The hacker directed the Aqua Star employee in these emails to change the bank account information for Longwei for future wire transfers, and the Aqua Star employee complied, resulting in the company being defrauded of $713,890.

Hartford, Connecticut-based Travelers Casualty denied coverage, and Aqua Star filed suit in U.S. District Court in Seattle, charging breach of contract.

The District Court granted Travelers summary judgment, which was upheld by a unanimous three-judge appeals court panel of the 9th U.S. Circuit Court of Appeals in San Francisco.

An exclusion in the Travelers policy “unambiguously provides that the policy ‘will not apply to loss or damages resulting directly or indirectly from the input of Electronic Data by a natural person having the authority to enter the Insured’s Computer system,’” said the ruling.

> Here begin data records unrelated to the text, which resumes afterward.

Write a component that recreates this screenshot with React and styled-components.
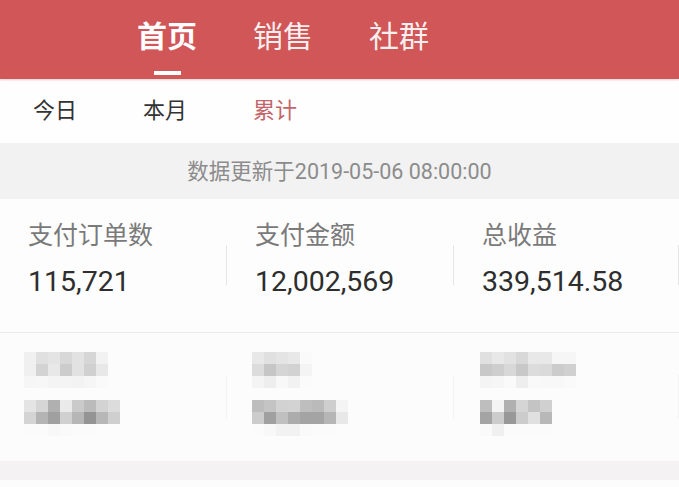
import React from "react";
import styled, { createGlobalStyle } from "styled-components";

const GlobalStyle = createGlobalStyle`
  html, body {
    margin: 0;
    padding: 0;
    background: #fdfcfd;
  }
  body {
    font-family: Roboto, "Noto Sans CJK SC", sans-serif;
  }
`;

const Page = styled.div`
  width: 679px;
  min-height: 487px;
  background: #fdfcfd;
  overflow: hidden;
`;

const Header = styled.div`
  height: 79px;
  box-sizing: border-box;
  background: #d15658;
  display: flex;
  padding-left: 137px;
  gap: 56px;
  box-shadow: 0 1px 2px rgba(160, 60, 60, 0.25);
  position: relative;
  z-index: 1;
`;

const Tab = styled.div`
  display: flex;
  flex-direction: column;
  align-items: center;
  padding-top: 22px;
  box-sizing: border-box;
  width: 60px;
  font-size: 30px;
  line-height: 30px;
  color: ${p => (p.$active ? "#ffffff" : "rgba(255,255,255,0.92)")};
  font-weight: ${p => (p.$active ? 700 : 400)};
  white-space: nowrap;

  &::after {
    content: "";
    display: block;
    width: 27px;
    height: 4px;
    margin-top: 19px;
    background: ${p => (p.$active ? "#ffffff" : "transparent")};
  }
`;

const SubTabs = styled.div`
  height: 64px;
  background: #fefefe;
  display: flex;
  padding-left: 33px;
  gap: 66px;
`;

const SubTab = styled.div`
  width: 44px;
  font-size: 22px;
  line-height: 64px;
  white-space: nowrap;
  color: ${p => (p.$active ? "#c2666b" : "#333333")};
`;

const UpdateBar = styled.div`
  height: 56px;
  background: #f2f2f2;
  text-align: center;
  font-size: 21.5px;
  line-height: 58px;
  color: #8c8c8c;
  white-space: nowrap;
`;

const StatsRow = styled.div`
  height: 133px;
  background: #fdfdfd;
  border-bottom: 1px solid #ebe9ea;
  display: grid;
  grid-template-columns: 227px 227px 225px;
`;

const StatCell = styled.div`
  display: flex;
`;

const StatBody = styled.div`
  flex: 1;
  padding: 22px 0 0 28px;
`;

const StatLabel = styled.div`
  font-size: 25px;
  line-height: 30px;
  color: #7a7a7a;
  white-space: nowrap;
`;

const StatValue = styled.div`
  margin-top: 14px;
  font-size: 28.5px;
  line-height: 34px;
  color: #2e2e2e;
  white-space: nowrap;
`;

const Divider = styled.div`
  width: 1px;
  height: ${p => p.$h}px;
  margin-top: ${p => p.$top}px;
  background: ${p => p.$color};
`;

const BlurRow = styled.div`
  height: 128px;
  display: grid;
  grid-template-columns: 227px 227px 225px;
`;

const BlurCell = styled.div`
  display: flex;
`;

const BlurBody = styled.div`
  flex: 1;
  padding: 19px 0 0 ${p => p.$left}px;
`;

const FooterBand = styled.div`
  height: 19px;
  background: #f4f2f3;
`;

const Mosaic = ({ rows }) => {
  const cell = 12;
  const grid = rows.map(r => (r ? r.split(" ") : []));
  const cols = Math.max(...grid.map(r => r.length));
  return (
    <svg width={cols * cell} height={grid.length * cell} style={{ display: "block" }}>
      {grid.map((r, y) =>
        r.map((c, x) =>
          c === "-" ? null : (
            <rect
              key={`${x}-${y}`}
              x={x * cell}
              y={y * cell}
              width={cell}
              height={cell}
              fill={`#${c}${c}${c}`}
            />
          )
        )
      )}
    </svg>
  );
};

const stats = [
  { label: "支付订单数", value: "115,721" },
  { label: "支付金额", value: "12,002,569" },
  { label: "总收益", value: "339,514.58" },
];

const blurred = [
  {
    left: 24,
    rows: [
      "f0 e0 e4 d8 e2 d6 f2",
      "f0 d3 e8 cc e2 d0 e8",
      "f6 f7 f4 f4 f3 f6 fa",
      "",
      "e4 d6 b0 ea ca bb d3 dc",
      "d4 b4 a0 d0 b6 94 b7 cf",
      "fb fb f8 fa fb fb fc fc",
    ],
  },
  {
    left: 25,
    rows: [
      "e8 e0 e4 e8 fa",
      "dc c6 d5 d2 f4",
      "f4 ee f8 f2 fb",
      "",
      "bd c4 d2 d3 be ba ce f4",
      "cc a0 c0 ac a4 a4 b6 e8",
      "fb f8 f2 f2 fa fb fb fc",
    ],
  },
  {
    left: 26,
    rows: [
      "e0 e8 e2 d8 e8 e8 f6 f6",
      "c8 ce d8 c8 dc da cc d0",
      "f4 f6 fa ee f9 f8 f8 fa",
      "",
      "be f4 b0 d5 c4 d0",
      "a4 cc 98 cc e0 b8",
      "fa f0 fb fb fb fb",
    ],
  },
];

export default function App() {
  return (
    <Page>
      <GlobalStyle />
      <Header>
        <Tab $active>首页</Tab>
        <Tab>销售</Tab>
        <Tab>社群</Tab>
      </Header>
      <SubTabs>
        <SubTab>今日</SubTab>
        <SubTab>本月</SubTab>
        <SubTab $active>累计</SubTab>
      </SubTabs>
      <UpdateBar>数据更新于2019-05-06 08:00:00</UpdateBar>
      <StatsRow>
        {stats.map(s => (
          <StatCell key={s.label}>
            <StatBody>
              <StatLabel>{s.label}</StatLabel>
              <StatValue>{s.value}</StatValue>
            </StatBody>
            <Divider $h={40} $top={46} $color="#e6e6e6" />
          </StatCell>
        ))}
      </StatsRow>
      <BlurRow>
        {blurred.map((b, i) => (
          <BlurCell key={i}>
            <BlurBody $left={b.left}>
              <Mosaic rows={b.rows} />
            </BlurBody>
            <Divider $h={44} $top={42} $color="#f5f4f5" />
          </BlurCell>
        ))}
      </BlurRow>
      <FooterBand />
    </Page>
  );
}
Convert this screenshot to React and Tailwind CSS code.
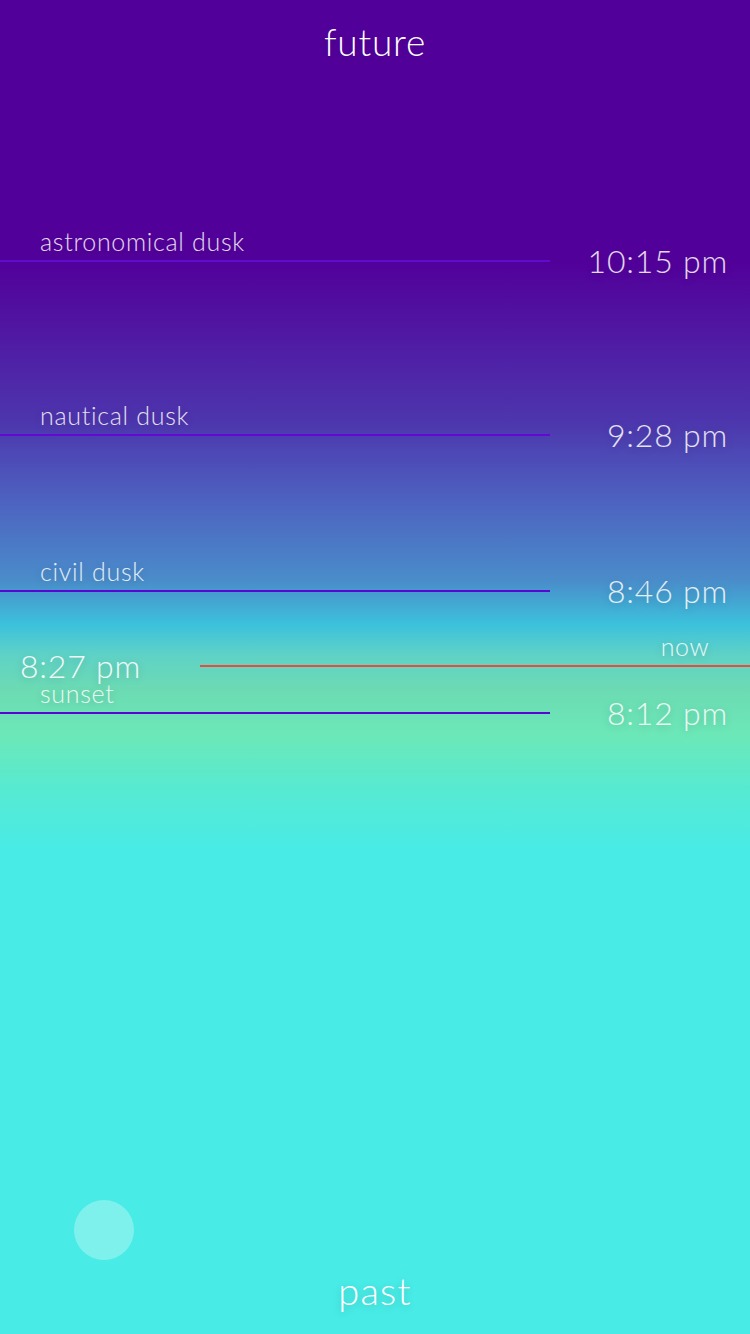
export default function App() {
  const markers = [
    { label: "astronomical dusk", time: "10:15 pm", top: "top-[261px]", line: "bg-[#5f0ccf]" },
    { label: "nautical dusk", time: "9:28 pm", top: "top-[435px]", line: "bg-[#6408d4]" },
    { label: "civil dusk", time: "8:46 pm", top: "top-[591px]", line: "bg-[#5a06d2]" },
    { label: "sunset", time: "8:12 pm", top: "top-[713px]", line: "bg-[#5a06d2]" },
  ];

  const shadow = "[text-shadow:0_2px_8px_rgba(0,0,0,0.18)]";

  return (
    <div className="relative w-[750px] h-[1334px] overflow-hidden font-['Lato','Open_Sans',sans-serif] font-light text-white bg-[linear-gradient(to_bottom,#52009a_0px,#52009a_262px,#4d35ad_420px,#4d62c0_500px,#4a8cca_580px,#3cc2dc_625px,#5fd2c6_655px,#6cdbb3_690px,#6ce8b8_735px,#56ead2_790px,#48ebe6_850px,#48ebe6_1334px)]">
      <div className="flex flex-col items-center justify-between h-full pt-[19px] pb-[21px]">
        <div className={`text-[37px] leading-[46px] tracking-[0.8px] ${shadow}`}>future</div>
        <div className="flex flex-col items-center w-full">
          <div className="self-start ml-[74px] mb-[7px] w-[60px] h-[60px] rounded-full bg-white/30" />
          <div className={`text-[38px] leading-[46px] tracking-[1.2px] ${shadow}`}>past</div>
        </div>
      </div>

      {markers.map((m) => (
        <div key={m.label} className={`absolute inset-x-0 ${m.top} -translate-y-1/2 flex items-center`}>
          <div className={`relative w-[550px] h-[2px] ${m.line}`}>
            <span className={`absolute left-[40px] bottom-[7px] whitespace-nowrap text-[25px] leading-[28px] text-white/85 tracking-[0.7px] ${shadow}`}>
              {m.label}
            </span>
          </div>
          <div className={`flex-1 text-right pr-[22px] text-[32px] leading-[38px] tracking-[0.8px] text-white/85 ${shadow}`}>
            {m.time}
          </div>
        </div>
      ))}

      <div className="absolute inset-x-0 top-[666px] -translate-y-1/2 flex items-center">
        <div className={`w-[200px] pl-[20px] text-[32px] leading-[38px] tracking-[0.8px] text-white/90 ${shadow}`}>
          8:27 pm
        </div>
        <div className="relative flex-1 h-[2px] bg-[#ec4a3c]">
          <span className={`absolute right-[41px] bottom-[7px] text-[25px] leading-[28px] tracking-[0.5px] text-white/85 ${shadow}`}>
            now
          </span>
        </div>
      </div>
    </div>
  );
}
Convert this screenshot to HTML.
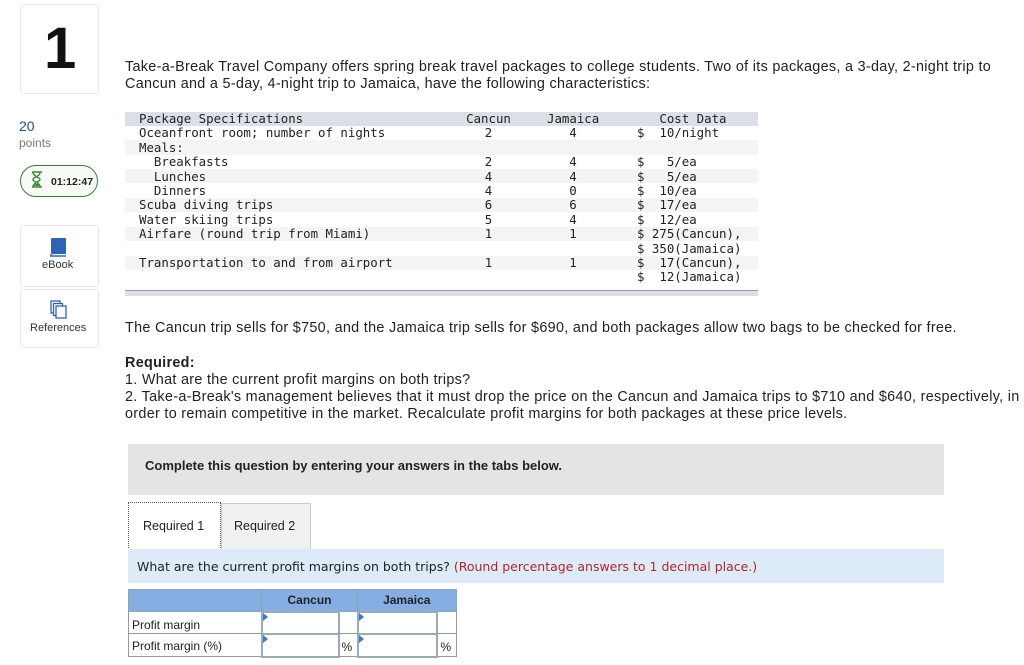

“Aqua Star’s losses resulted from employees authorized to enter its computer system changing wiring information and sending four payments to a fraudster’s account.

“These employees ‘ha(d) the authority to enter’ Aqua Star’s system when they ‘input’ Electronic Data on Aqua Star computers, to change the wiring information and authorize the four wires,” the ruling said.

“Their conduct fits squarely within the Exclusion,” said the ruling in affirming the lower court’s ruling dismissing the case.

In November, a federal court ruled that Travelers Casualty and Surety’s crime policy does not cover a computer fraud case because its policyholder has not established that the wired payments its supplier had inadvertently sent to an imposter can be considered its owned property under terms of its policy.